- [CHALLENGE]:
Reproduce, exactly and in full, only the lines below from the one containing "Rebuild this screenshot" through the one containing "export default App;".

- [LISTED ENTRIES]:
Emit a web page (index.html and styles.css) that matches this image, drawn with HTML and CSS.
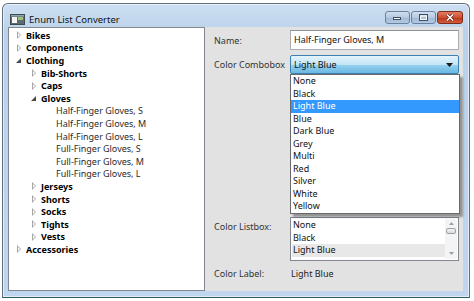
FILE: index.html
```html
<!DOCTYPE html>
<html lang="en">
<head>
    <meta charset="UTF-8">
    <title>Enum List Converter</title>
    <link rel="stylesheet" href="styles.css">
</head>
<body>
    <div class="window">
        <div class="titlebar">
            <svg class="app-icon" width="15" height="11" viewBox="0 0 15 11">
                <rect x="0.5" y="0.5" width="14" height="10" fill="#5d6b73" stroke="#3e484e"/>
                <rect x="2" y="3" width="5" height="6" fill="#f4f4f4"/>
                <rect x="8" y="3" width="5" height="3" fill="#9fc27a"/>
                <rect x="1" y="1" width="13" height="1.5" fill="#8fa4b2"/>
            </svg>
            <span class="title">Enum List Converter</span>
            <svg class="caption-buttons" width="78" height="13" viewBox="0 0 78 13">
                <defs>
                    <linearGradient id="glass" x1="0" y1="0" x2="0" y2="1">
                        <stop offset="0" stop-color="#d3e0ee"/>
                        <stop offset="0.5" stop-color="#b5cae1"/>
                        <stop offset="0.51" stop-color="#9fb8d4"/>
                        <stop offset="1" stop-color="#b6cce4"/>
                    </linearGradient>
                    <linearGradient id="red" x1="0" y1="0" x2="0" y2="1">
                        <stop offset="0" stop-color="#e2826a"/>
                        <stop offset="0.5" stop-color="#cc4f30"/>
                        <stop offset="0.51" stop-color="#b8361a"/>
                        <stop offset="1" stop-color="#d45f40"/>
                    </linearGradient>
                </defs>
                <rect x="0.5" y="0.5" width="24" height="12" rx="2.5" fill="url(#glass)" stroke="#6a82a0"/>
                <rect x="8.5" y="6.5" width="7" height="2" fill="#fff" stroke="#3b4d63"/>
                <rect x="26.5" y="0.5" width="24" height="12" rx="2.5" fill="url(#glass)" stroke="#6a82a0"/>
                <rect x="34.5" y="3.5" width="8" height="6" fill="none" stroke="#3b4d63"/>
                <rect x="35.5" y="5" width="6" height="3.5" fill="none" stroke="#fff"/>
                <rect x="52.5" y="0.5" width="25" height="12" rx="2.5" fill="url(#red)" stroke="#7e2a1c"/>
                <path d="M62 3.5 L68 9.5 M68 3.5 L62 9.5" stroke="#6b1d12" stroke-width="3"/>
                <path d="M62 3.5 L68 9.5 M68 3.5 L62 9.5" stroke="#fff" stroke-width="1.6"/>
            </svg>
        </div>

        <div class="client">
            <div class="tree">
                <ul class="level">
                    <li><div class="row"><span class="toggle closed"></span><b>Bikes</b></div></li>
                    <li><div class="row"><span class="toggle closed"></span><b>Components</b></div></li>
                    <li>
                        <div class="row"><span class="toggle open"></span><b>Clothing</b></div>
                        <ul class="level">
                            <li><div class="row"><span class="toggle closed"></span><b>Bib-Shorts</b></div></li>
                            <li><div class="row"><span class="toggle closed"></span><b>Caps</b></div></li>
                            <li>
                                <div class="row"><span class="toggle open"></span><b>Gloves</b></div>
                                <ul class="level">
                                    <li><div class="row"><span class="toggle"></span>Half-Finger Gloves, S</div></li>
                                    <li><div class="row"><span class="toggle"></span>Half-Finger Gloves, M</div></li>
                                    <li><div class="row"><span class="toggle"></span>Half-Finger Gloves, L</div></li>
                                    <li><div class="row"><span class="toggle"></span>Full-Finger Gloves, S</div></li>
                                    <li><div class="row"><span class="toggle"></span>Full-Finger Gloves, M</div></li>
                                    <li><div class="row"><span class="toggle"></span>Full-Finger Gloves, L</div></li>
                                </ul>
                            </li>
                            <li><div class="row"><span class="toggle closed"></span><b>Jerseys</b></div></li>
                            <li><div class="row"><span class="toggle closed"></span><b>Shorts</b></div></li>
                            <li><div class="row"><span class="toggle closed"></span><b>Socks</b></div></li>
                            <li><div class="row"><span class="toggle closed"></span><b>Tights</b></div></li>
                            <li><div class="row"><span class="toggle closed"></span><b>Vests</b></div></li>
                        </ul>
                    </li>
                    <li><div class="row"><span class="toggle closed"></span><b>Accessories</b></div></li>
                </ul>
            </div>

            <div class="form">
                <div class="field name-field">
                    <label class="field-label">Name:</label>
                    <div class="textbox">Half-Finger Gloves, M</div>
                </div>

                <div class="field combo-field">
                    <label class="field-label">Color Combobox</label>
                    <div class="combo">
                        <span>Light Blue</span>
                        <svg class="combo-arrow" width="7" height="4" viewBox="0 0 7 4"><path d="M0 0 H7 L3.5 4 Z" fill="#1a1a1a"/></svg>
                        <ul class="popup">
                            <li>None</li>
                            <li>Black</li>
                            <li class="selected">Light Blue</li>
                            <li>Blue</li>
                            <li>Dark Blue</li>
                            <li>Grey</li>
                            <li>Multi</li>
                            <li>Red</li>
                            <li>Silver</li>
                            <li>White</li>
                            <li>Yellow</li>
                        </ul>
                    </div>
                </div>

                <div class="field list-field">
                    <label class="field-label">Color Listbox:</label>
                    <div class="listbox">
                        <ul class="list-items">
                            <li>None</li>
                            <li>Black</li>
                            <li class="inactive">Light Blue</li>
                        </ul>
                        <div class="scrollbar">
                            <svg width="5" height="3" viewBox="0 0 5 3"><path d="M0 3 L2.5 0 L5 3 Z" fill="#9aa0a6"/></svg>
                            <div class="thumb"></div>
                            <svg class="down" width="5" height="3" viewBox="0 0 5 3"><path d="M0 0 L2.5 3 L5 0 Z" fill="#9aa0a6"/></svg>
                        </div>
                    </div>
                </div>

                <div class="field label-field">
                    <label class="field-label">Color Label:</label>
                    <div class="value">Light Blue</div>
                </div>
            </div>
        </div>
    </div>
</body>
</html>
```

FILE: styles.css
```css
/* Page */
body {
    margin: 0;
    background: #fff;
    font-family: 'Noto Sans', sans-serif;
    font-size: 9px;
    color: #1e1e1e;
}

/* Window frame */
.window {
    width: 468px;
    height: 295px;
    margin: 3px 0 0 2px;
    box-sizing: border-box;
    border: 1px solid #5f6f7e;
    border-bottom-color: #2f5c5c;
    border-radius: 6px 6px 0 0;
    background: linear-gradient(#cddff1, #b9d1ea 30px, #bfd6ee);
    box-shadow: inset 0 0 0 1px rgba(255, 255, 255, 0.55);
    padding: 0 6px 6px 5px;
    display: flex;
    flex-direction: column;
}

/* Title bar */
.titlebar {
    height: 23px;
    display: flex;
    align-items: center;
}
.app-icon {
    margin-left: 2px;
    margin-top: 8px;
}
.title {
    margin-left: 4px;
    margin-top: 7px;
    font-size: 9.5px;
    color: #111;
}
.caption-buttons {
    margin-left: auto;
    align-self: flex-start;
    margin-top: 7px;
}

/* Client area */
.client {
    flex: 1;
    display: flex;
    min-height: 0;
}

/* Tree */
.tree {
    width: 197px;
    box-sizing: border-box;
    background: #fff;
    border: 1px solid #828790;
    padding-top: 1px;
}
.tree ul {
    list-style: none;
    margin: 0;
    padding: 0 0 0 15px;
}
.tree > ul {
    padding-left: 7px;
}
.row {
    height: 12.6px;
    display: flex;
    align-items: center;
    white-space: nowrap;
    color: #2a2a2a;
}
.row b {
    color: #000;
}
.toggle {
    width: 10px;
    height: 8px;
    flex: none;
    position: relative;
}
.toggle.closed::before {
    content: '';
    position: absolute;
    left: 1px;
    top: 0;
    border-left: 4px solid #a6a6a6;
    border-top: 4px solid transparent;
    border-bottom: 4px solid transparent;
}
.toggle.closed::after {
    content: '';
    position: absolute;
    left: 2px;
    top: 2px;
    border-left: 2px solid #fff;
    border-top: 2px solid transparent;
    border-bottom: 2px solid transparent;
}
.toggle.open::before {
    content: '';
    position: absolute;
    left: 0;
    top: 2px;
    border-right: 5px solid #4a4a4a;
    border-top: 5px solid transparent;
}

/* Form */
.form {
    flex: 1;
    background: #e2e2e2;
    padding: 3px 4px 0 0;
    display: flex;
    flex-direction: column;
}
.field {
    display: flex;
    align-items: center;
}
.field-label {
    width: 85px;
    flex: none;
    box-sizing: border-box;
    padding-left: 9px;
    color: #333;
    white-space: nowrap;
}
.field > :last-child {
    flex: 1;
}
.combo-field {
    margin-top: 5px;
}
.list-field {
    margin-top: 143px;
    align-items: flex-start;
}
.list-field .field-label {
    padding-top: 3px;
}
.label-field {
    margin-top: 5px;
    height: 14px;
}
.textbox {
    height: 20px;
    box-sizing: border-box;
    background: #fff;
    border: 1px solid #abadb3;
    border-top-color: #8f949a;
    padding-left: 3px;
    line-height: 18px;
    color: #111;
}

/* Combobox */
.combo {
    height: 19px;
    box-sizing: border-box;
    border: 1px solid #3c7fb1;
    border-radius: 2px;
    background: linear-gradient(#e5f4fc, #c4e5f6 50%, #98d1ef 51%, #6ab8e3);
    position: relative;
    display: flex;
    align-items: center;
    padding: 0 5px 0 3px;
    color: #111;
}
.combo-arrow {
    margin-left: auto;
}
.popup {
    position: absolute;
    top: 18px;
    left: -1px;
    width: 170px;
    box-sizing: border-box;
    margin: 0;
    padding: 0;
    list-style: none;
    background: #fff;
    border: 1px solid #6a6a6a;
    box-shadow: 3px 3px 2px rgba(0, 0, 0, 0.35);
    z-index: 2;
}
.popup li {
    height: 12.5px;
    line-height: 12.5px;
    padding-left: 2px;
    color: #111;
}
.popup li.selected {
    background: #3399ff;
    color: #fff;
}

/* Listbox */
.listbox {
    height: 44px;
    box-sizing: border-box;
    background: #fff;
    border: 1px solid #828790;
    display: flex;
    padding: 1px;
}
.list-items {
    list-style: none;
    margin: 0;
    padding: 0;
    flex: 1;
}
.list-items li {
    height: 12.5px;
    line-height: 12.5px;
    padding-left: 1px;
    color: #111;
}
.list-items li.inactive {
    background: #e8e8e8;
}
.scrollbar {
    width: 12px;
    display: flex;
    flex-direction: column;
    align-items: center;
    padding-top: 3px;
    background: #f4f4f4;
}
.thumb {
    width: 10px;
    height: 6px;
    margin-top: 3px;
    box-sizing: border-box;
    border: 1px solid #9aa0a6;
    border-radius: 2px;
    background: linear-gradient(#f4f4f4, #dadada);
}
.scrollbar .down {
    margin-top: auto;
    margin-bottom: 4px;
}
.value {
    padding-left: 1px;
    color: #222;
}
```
--
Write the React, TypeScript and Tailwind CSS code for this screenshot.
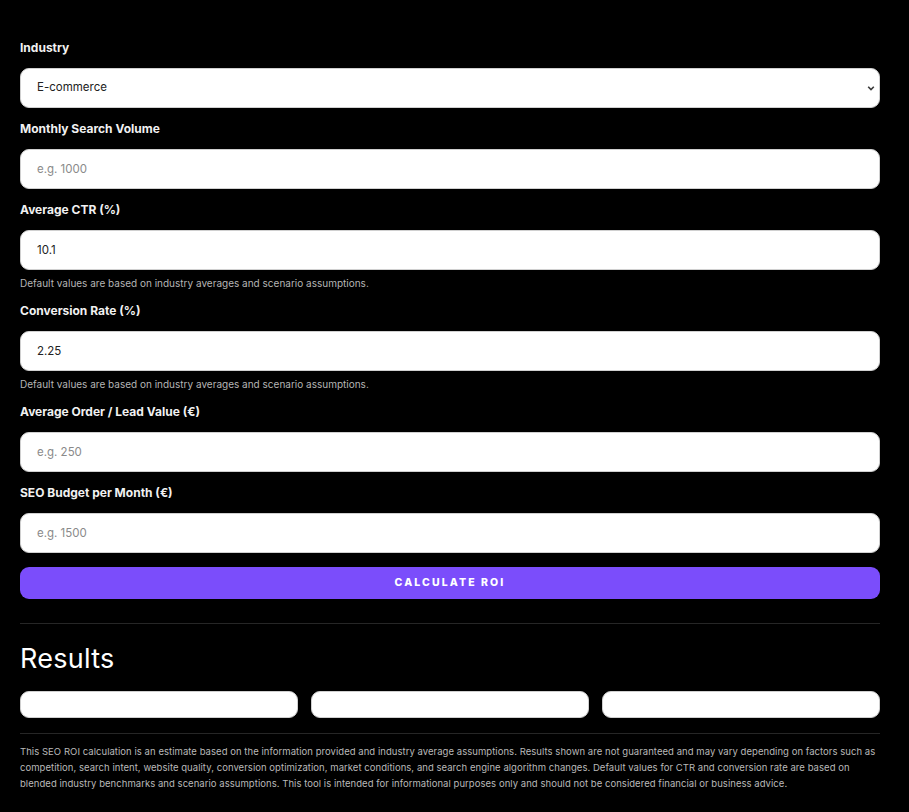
* * *
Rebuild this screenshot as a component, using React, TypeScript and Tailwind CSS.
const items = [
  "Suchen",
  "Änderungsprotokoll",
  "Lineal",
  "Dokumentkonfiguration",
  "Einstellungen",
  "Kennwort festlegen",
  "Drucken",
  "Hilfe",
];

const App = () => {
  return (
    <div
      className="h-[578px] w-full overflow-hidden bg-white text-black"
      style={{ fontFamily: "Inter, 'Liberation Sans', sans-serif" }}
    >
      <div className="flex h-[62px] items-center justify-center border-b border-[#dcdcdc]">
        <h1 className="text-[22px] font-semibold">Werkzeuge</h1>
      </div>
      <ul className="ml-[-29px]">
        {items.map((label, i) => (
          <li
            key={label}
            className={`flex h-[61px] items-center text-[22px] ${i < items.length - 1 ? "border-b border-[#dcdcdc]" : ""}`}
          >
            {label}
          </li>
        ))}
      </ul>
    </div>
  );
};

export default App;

- [SOLUTION]:
Rebuild this screenshot as a component, using React, TypeScript and Tailwind CSS.
const items = [
  "Suchen",
  "Änderungsprotokoll",
  "Lineal",
  "Dokumentkonfiguration",
  "Einstellungen",
  "Kennwort festlegen",
  "Drucken",
  "Hilfe",
];

const App = () => {
  return (
    <div
      className="h-[578px] w-full overflow-hidden bg-white text-black"
      style={{ fontFamily: "Inter, 'Liberation Sans', sans-serif" }}
    >
      <div className="flex h-[62px] items-center justify-center border-b border-[#dcdcdc]">
        <h1 className="text-[22px] font-semibold">Werkzeuge</h1>
      </div>
      <ul className="ml-[-29px]">
        {items.map((label, i) => (
          <li
            key={label}
            className={`flex h-[61px] items-center text-[22px] ${i < items.length - 1 ? "border-b border-[#dcdcdc]" : ""}`}
          >
            {label}
          </li>
        ))}
      </ul>
    </div>
  );
};

export default App;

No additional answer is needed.